Boston’s FY27 budget is under hearing now, with housing, schools and city services in focus
Boston MA – The city’s $4.9 billion FY27 budget is in hearing season now, as Boston balances housing, schools and core services under tighter fiscal pressure.
Boston’s next budget is on the table now
Boston has filed its $4.9 billion FY27 budget, and the Council hearing calendar is already moving. For residents, that means the city’s biggest spending decisions for the next fiscal year are no longer an abstract spring exercise. They are being debated now, in public, while Boston says it is trying to protect core services in a tighter budget year.

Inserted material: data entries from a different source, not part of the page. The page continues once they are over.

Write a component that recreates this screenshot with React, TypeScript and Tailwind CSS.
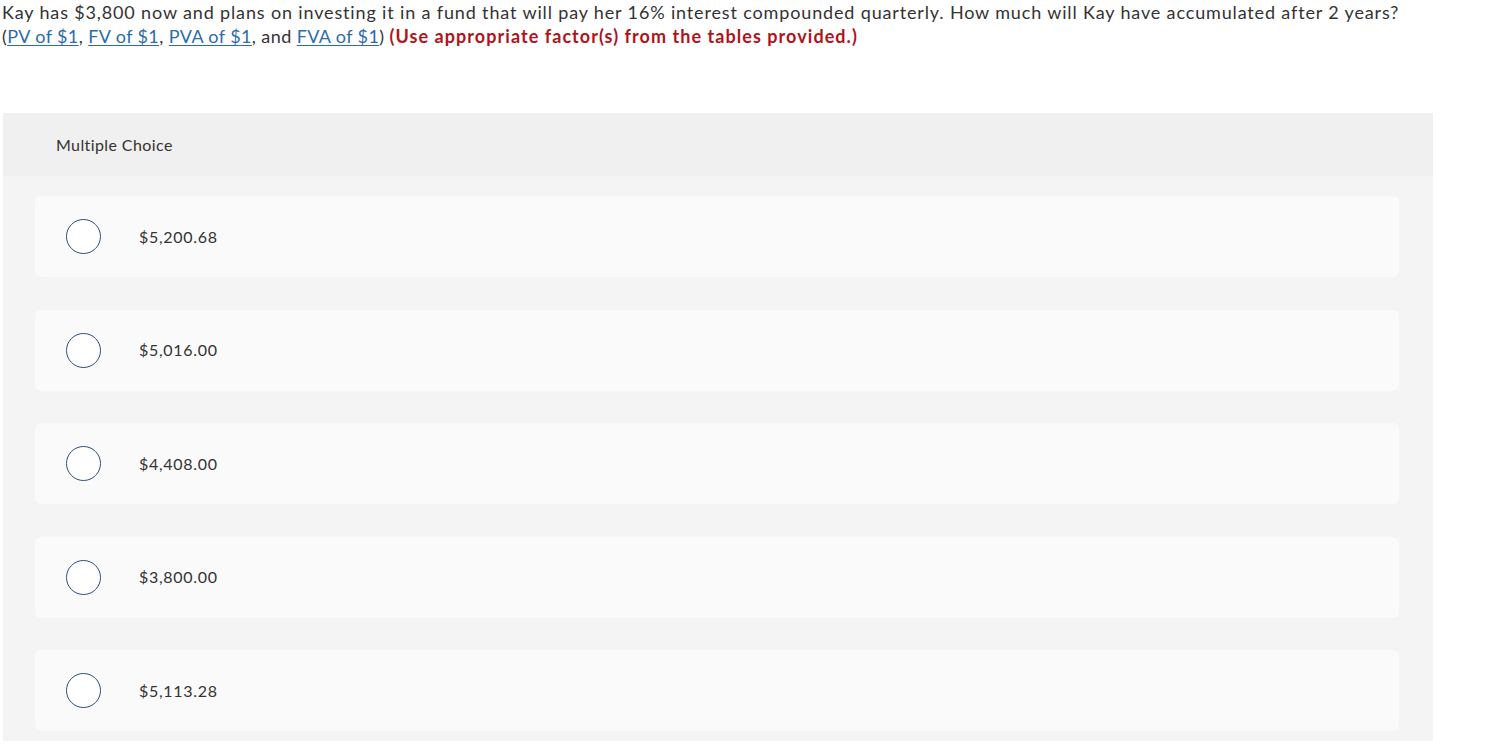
import React from "react";

const options = ["$5,200.68", "$5,016.00", "$4,408.00", "$3,800.00", "$5,113.28"];

const tables = ["PV of $1", "FV of $1", "PVA of $1", "FVA of $1"];

function TableLink({ label }: { label: string }) {
  return (
    <a href="#" className="text-[#2d6bab] underline underline-offset-2 decoration-1">
      {label}
    </a>
  );
}

function ChoiceRow({ label }: { label: string }) {
  return (
    <div className="flex h-[81px] items-center rounded-md bg-[#fafafa] pl-[31px]">
      <span className="h-[35px] w-[35px] shrink-0 rounded-full border border-[#2c4f7c] bg-white" />
      <span className="ml-[38px] text-[16px] tracking-[0.7px] text-[#333]">{label}</span>
    </div>
  );
}

export default function App() {
  return (
    <div className="min-h-[756px] bg-white font-['Lato',sans-serif] text-[#333]">
      {/* Question */}
      <div className="pl-[2px] text-[18px] leading-[24px] tracking-[0.85px]">
        <p>
          Kay has $3,800 now and plans on investing it in a fund that will pay her 16% interest compounded
          quarterly. How much will Kay have accumulated after 2 years?
        </p>
        <p className="tracking-[0.4px]">
          (
          {tables.map((t, i) => (
            <React.Fragment key={t}>
              <TableLink label={t} />
              {i < 2 ? ", " : i === 2 ? ", and " : ""}
            </React.Fragment>
          ))}
          ){" "}
          <span className="font-bold tracking-[1.05px] text-[#b0141b]">
            (Use appropriate factor(s) from the tables provided.)
          </span>
        </p>
      </div>

      {/* Multiple choice panel */}
      <div className="mt-[65px] ml-[3px] w-[1430px] bg-[#f4f4f4] pb-[10px]">
        <div className="flex h-[63px] items-center bg-[#f0f0f0] pl-[53px] text-[16px] tracking-[0.4px]">
          Multiple Choice
        </div>
        <div className="flex flex-col gap-[32.5px] pl-[32px] pr-[34px] pt-[20px]">
          {options.map((o) => (
            <ChoiceRow key={o} label={o} />
          ))}
        </div>
      </div>
    </div>
  );
}
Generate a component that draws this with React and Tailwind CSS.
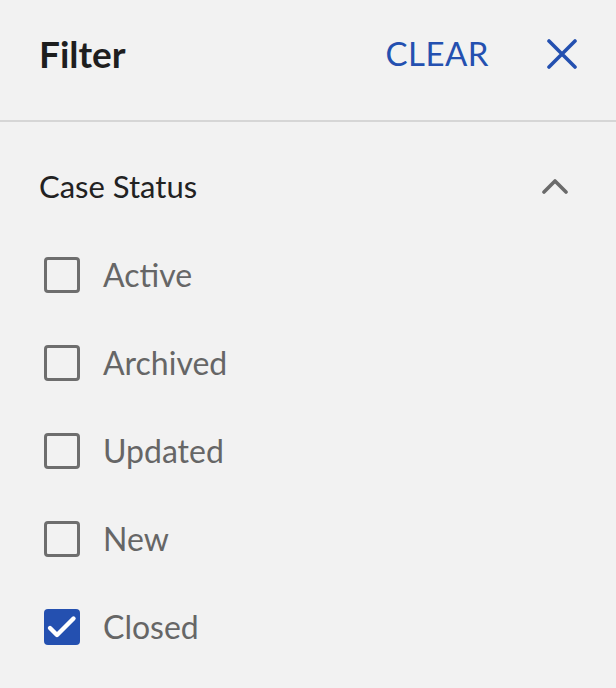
const statuses = [
  { label: "Active", checked: false },
  { label: "Archived", checked: false },
  { label: "Updated", checked: false },
  { label: "New", checked: false },
  { label: "Closed", checked: true },
];

function Checkbox({ checked }) {
  if (checked) {
    return (
      <div className="w-[36px] h-[36px] rounded-[4px] bg-[#2450b0] flex items-center justify-center">
        <svg width="36" height="36" viewBox="0 0 36 36" fill="none">
          <path d="M6 19 L13 26 L29.5 9.5" stroke="white" strokeWidth="4.4" strokeLinecap="round" strokeLinejoin="round" />
        </svg>
      </div>
    );
  }
  return <div className="w-[36px] h-[36px] rounded-[4px] border-[3.5px] border-[#6e6e6e]"></div>;
}

export default function App() {
  return (
    <div className="w-[616px] h-[688px] bg-[#f2f2f2] overflow-hidden" style={{ fontFamily: "Lato, 'Noto Sans', sans-serif" }}>
      <div className="h-[122px] flex items-center justify-between pl-[39px] pr-[39px] pb-[12px] border-b-2 border-[#d6d6d6]">
        <h1 className="text-[37px] font-bold text-[#1e1e1e]">Filter</h1>
        <div className="flex items-center gap-[58px]">
          <button className="text-[33px] text-[#2450b0] tracking-[0.5px]">CLEAR</button>
          <svg width="30" height="30" viewBox="0 0 30 30" fill="none">
            <path d="M2 2 L28 28 M28 2 L2 28" stroke="#2450b0" strokeWidth="3.6" strokeLinecap="round" />
          </svg>
        </div>
      </div>

      <div className="px-[39px] pt-[44px]">
        <div className="h-[40px] flex items-center justify-between">
          <h2 className="text-[31px] text-[#222]">Case Status</h2>
          <svg width="26" height="16" viewBox="0 0 26 16" fill="none" className="mr-[9px]">
            <path d="M2 14 L13 3 L24 14" stroke="#6b6b6b" strokeWidth="3.6" strokeLinecap="round" strokeLinejoin="round" />
          </svg>
        </div>
        <ul className="mt-[25px]">
          {statuses.map((s) => (
            <li key={s.label} className="h-[88px] flex items-center gap-[23px] pl-[5px]">
              <Checkbox checked={s.checked} />
              <span className="text-[32px] text-[#666]">{s.label}</span>
            </li>
          ))}
        </ul>
      </div>
    </div>
  );
}
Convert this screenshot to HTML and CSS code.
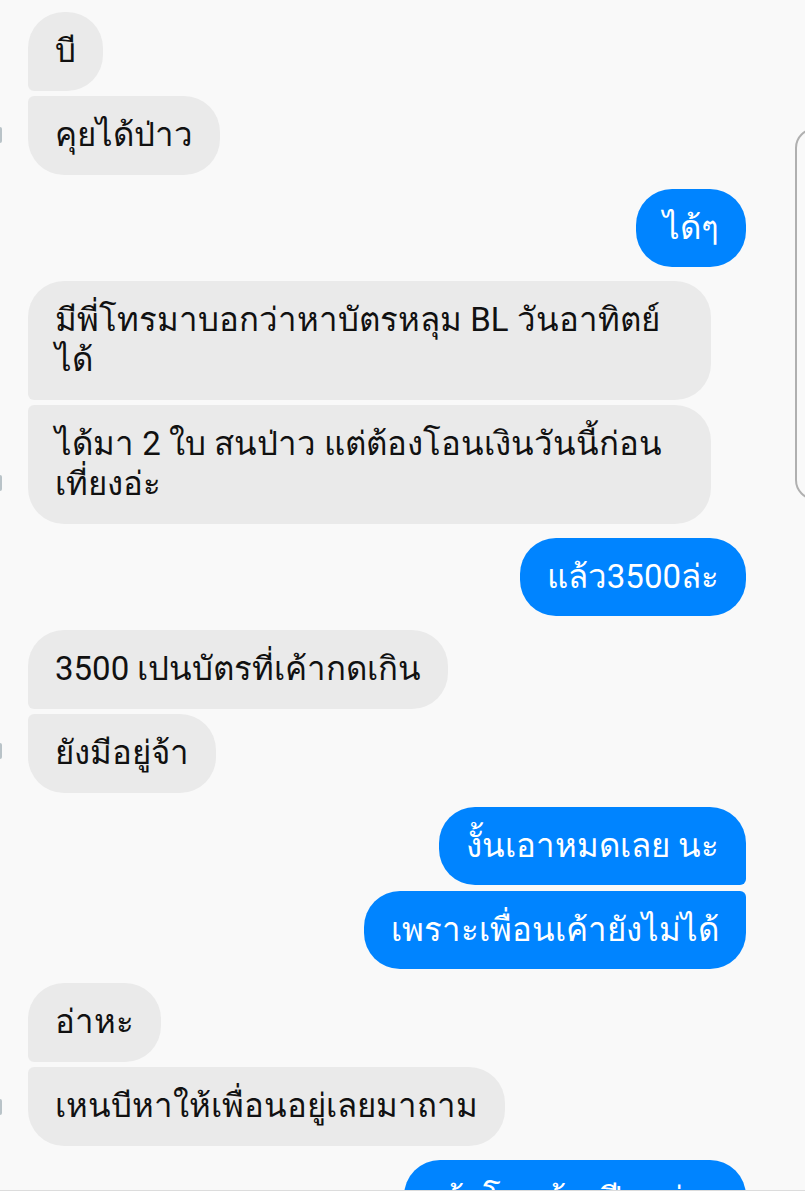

The city is framing this as a restraint budget, not an expansion year. That matters because the pressure is real: Boston has been dealing with a reported $48 million in-year deficit and rising health care costs, according to WBUR and the city’s budget materials. Those pressures do not automatically translate into cuts across the board, but they do help explain why the city is talking more about prioritizing and less about adding new spending everywhere.
What Boston says it is trying to protect
The city’s budget pages point to continued support for housing affordability, community health, public safety and other core services that affect daily life. For renters and homeowners, that includes housing-related work the city says it is maintaining even in a tighter year. For parents and school communities, the budget fight matters because school funding tends to sit near the center of Boston’s larger service commitments.
Public safety and neighborhood services are also part of the picture. Boston’s community health and public safety budget page shows the city is treating emergency response, health-centered services and related operations as essential lines to protect. That is not the same as saying every program will remain unchanged, but it does signal where city leaders want residents to look first when they ask what is being preserved.
State aid is another reason this budget is tighter than it may look at first glance. Boston’s FY27 state aid page shows how outside revenue support shapes the city’s room to maneuver. When state aid is under pressure, the city has less flexibility to absorb higher costs without making tradeoffs elsewhere.
Why the hearings matter now
The Boston City Council hearing notice shows the budget process is active now, which means public testimony still has a real window. That is important for residents who care about housing programs, school funding, neighborhood services, library and park resources, or public safety staffing. Once the Council closes out hearings and moves toward final votes later in the spring, the room for changes gets narrower.
That timing is the practical takeaway: people who want to shape the budget should pay attention in May, not wait until June. The next few weeks are when department hearings, questions from Council members and public comment can still affect how Boston allocates money inside the $4.9 billion plan.
What to watch next
Residents should watch for three things. First, whether the city keeps emphasizing restraint while protecting housing, schools and basic services. Second, whether Council hearings surface any pressure points around health care costs, staffing or program levels. Third, how the final budget compares with the filing once the Council finishes review later in the spring.
For Boston businesses, workers and families, this budget is less about one headline number than about what the city can still afford to maintain. The answer will shape how Boston handles housing affordability work, neighborhood services, school support and public safety going into FY27.